Uses kpt to update our configmap with the desired value.
Runs git to push our changes to a branch.
Uses a wrapper around the GitHub CLI (gh) to create a PR.

The controller ensures there is only one Tekton pipeline running at a time. We configure our pipelines to always push to the same branch. This ensures we only ever open one PR to update the model because GitHub doesn’t allow multiple PRs to be created from the same branch.

Once the PR is merged Anthos Config Mesh automatically applies the Kubernetes manifests to our Kubernetes cluster.

Why Tekton

We picked Tekton because the primary challenge we faced was sequentially running a series of CLIs in various containers. Tekton is perfect for this. Importantly, all the steps in a Tekton task run on the same pod which allows data to be shared between steps using a pod volume.

Furthermore, since Tekton resources are Kubernetes resources we can adopt the same GitOps pattern and tooling to update our pipeline definitions.

The Control Loop

Finally, we needed to build a control loop that would periodically invoke our lambdas and launch our Tekton pipelines as needed. We used kubebuilder to create a simple custom controller. Our controller’s reconcile loop will call our lambda to determines whether a sync is needed and if so with what parameters. If a sync is needed the controller fires off a Tekton pipeline to perform the actual update. An example of our custom resource is illustrated below:

apiVersion: automl.cloudai.kubeflow.org/v1alpha1
kind: ModelSync
metadata:
  name: modelsync-sample
  namespace: label-bot-prod
spec:
  failedPipelineRunsHistoryLimit: 10
  needsSyncUrl: http://labelbot-diff.label-bot-prod/needsSync
  parameters:
  - needsSyncName: name
    pipelineName: automl-model
  pipelineRunTemplate:
    spec:
      params:
      - name: automl-model
        value: notavlidmodel
      - name: branchName
        value: auto-update
      - name: fork
        value: git@github.com:kubeflow/code-intelligence.git
      - name: forkName
        value: fork
      pipelineRef:
        name: update-model-pr
      resources:
      - name: repo
        resourceSpec:
          params:
          - name: url
            value: https://github.com/kubeflow/code-intelligence.git
          - name: revision
            value: master
          type: git
      serviceAccountName: auto-update
  successfulPipelineRunsHistoryLimit: 10

The custom resource specifies the endpoint, needsSyncUrl, for the lambda that computes whether a sync is needed and a Tekton PipelineRun, pipelineRunTemplate, describing the pipeline run to create when a sync is needed. The controller takes care of the details; e.g. ensuring only 1 pipeline per resource is running at a time, garbage collecting old runs, etc… All of the heavy lifting is taken care of for us by Kubernetes and kubebuilder.

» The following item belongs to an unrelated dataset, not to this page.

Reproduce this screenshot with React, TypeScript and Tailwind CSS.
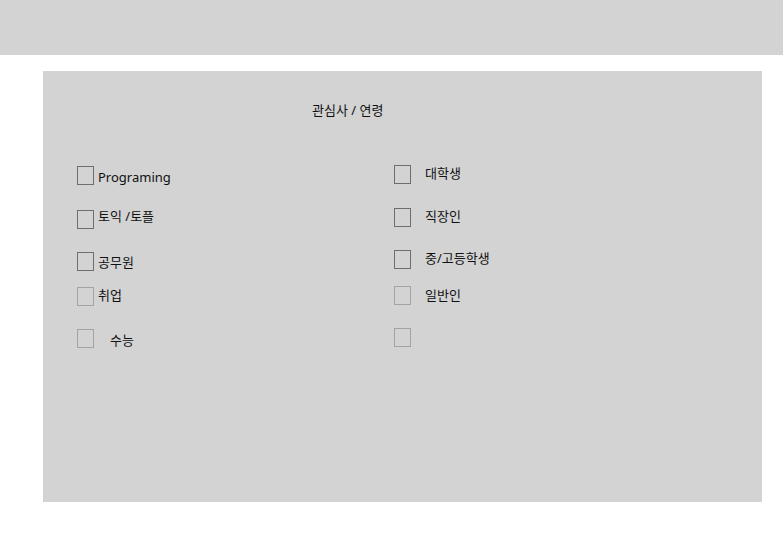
const font = { fontFamily: '"Noto Sans", "Noto Sans CJK KR", sans-serif' };

type Row = { label: string; gap: string; dark: boolean; textClass: string };

const left: Row[] = [
  { label: 'Programing', gap: 'mt-0', dark: true, textClass: 'ml-[4px] pt-[2px]' },
  { label: '토익 /토플', gap: 'mt-[25px]', dark: true, textClass: 'ml-[4px] -mt-[3px]' },
  { label: '공무원', gap: 'mt-[23px]', dark: true, textClass: 'ml-[4px] pt-[1px]' },
  { label: '취업', gap: 'mt-[16px]', dark: false, textClass: 'ml-[4px] -mt-[1px]' },
  { label: '수능', gap: 'mt-[23px]', dark: false, textClass: 'ml-[16px] pt-[2px]' },
];

const right: Row[] = [
  { label: '대학생', gap: 'mt-0', dark: true, textClass: 'ml-[14px] -mt-[1px]' },
  { label: '직장인', gap: 'mt-[24px]', dark: true, textClass: 'ml-[14px] -mt-[1px]' },
  { label: '중/고등학생', gap: 'mt-[23px]', dark: true, textClass: 'ml-[14px] -mt-[1px]' },
  { label: '일반인', gap: 'mt-[17px]', dark: false, textClass: 'ml-[14px] pt-0' },
  { label: '', gap: 'mt-[23px]', dark: false, textClass: 'ml-[14px]' },
];

function Check({ dark }: { dark: boolean }) {
  return (
    <div
      className={
        'w-[17px] h-[19px] shrink-0 border ' +
        (dark ? 'border-[#6e6e6e]' : 'border-[#a3a3a3]')
      }
    />
  );
}

function Column({ rows, className }: { rows: Row[]; className: string }) {
  return (
    <div className={'flex flex-col ' + className}>
      {rows.map((r, i) => (
        <div key={i} className={'flex items-start h-[19px] ' + r.gap}>
          <Check dark={r.dark} />
          {r.label && (
            <span className={'text-[13px] leading-[19px] text-[#111] whitespace-pre ' + r.textClass}>
              {r.label}
            </span>
          )}
        </div>
      ))}
    </div>
  );
}

export default function App() {
  return (
    <div className="w-[783px] h-[547px] bg-white" style={font}>
      <header className="h-[55px] bg-[#d3d3d3]" />
      <section className="mt-[16px] ml-[43px] w-[719px] h-[431px] bg-[#d3d3d3]">
        <h1 className="pt-[30px] ml-[269px] text-[13px] leading-[19px] text-[#111]">관심사 / 연령</h1>
        <div className="flex mt-[45px]">
          <Column rows={left} className="ml-[34px] mt-[1px] w-[317px]" />
          <Column rows={right} className="" />
        </div>
      </section>
    </div>
  );
}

Note, for historical reasons the kind, ModelSync, and apiVersion automl.cloudai.kubeflow.org are not reflective of what the controller actually does. We plan on fixing this in the future.

Build Your Own CI/CD pipelines

Our code base is a long way from being polished, easily reusable tooling. Nonetheless it is all public and could be a useful starting point for trying to build your own pipelines.

Here are some pointers to get you started:

Use the Dockerfile to build your own ModelSync controller
Modify the kustomize package to use your image and deploy the controller
Define one or more lambdas as needed for your use cases
- You can use our Lambda server as an example
- We wrote ours in go but you can use any language and web framework you like (e.g. flask)
Define Tekton pipelines suitable for your use cases; our pipelines(linked below) might be a useful starting point
- Notebook Tekton task - Run notebook with papermill and upload to GCS
- PR Tekton Task - Tekton task to open GitHub PRs
Define ModelSync resources for your use case; you can refer to ours as an example
- ModelSync Deploy Spec - YAML to continuously deploy label bot
- ModelSync Train Spec - YAML to continuously train our model

If you’d like to see us clean it up and include it in a future Kubeflow release please chime in on issue kubeflow/kubeflow#5167.

What’s Next

Lineage Tracking

Since we do not have an explicit DAG representing the sequence of steps in our CI/CD pipeline understanding the lineage of our models can be challenging. Fortunately, Kubeflow Metadata solves this by making it easy for each step to record information about what outputs it produced using what code and inputs. Kubeflow metadata can easily recover and plot the lineage graph. The figure below shows an example of the lineage graph from our xgboost example.

Figure 6: screenshot of the lineage tracking UI for our xgboost example.

Our plan is to have our controller automatically write lineage tracking information to the metadata server so we can easily understand the lineage of what’s in production.

Conclusion

Building ML products is a team effort. In order to move a model from a proof of concept to a shipped product, data scientists and devops engineers need to collaborate. To foster this collaboration, we believe it is important to allow data scientists and devops engineers to use their preferred tools. Concretely, we wanted to support the following tools for Data Scientists, Devops Engineers, and SREs:

Jupyter notebooks for developing models.
GitOps for continuous integration and deployment.
Kubernetes and managed cloud services for underlying infrastructure.

To maximize each team’s autonomy and reduce dependencies on tools, our CI/CD process follows a decentralized approach. Rather than explicitly define a DAG that connects the steps, our approach relies on a series of controllers that can be defined and administered independently. We think this maps naturally to enterprises where responsibilities might be split across teams; a data engineering team might be responsible for turning weblogs into features, a modeling team might be responsible for producing models from the features, and a deployments team might be responsible for rolling those models into production.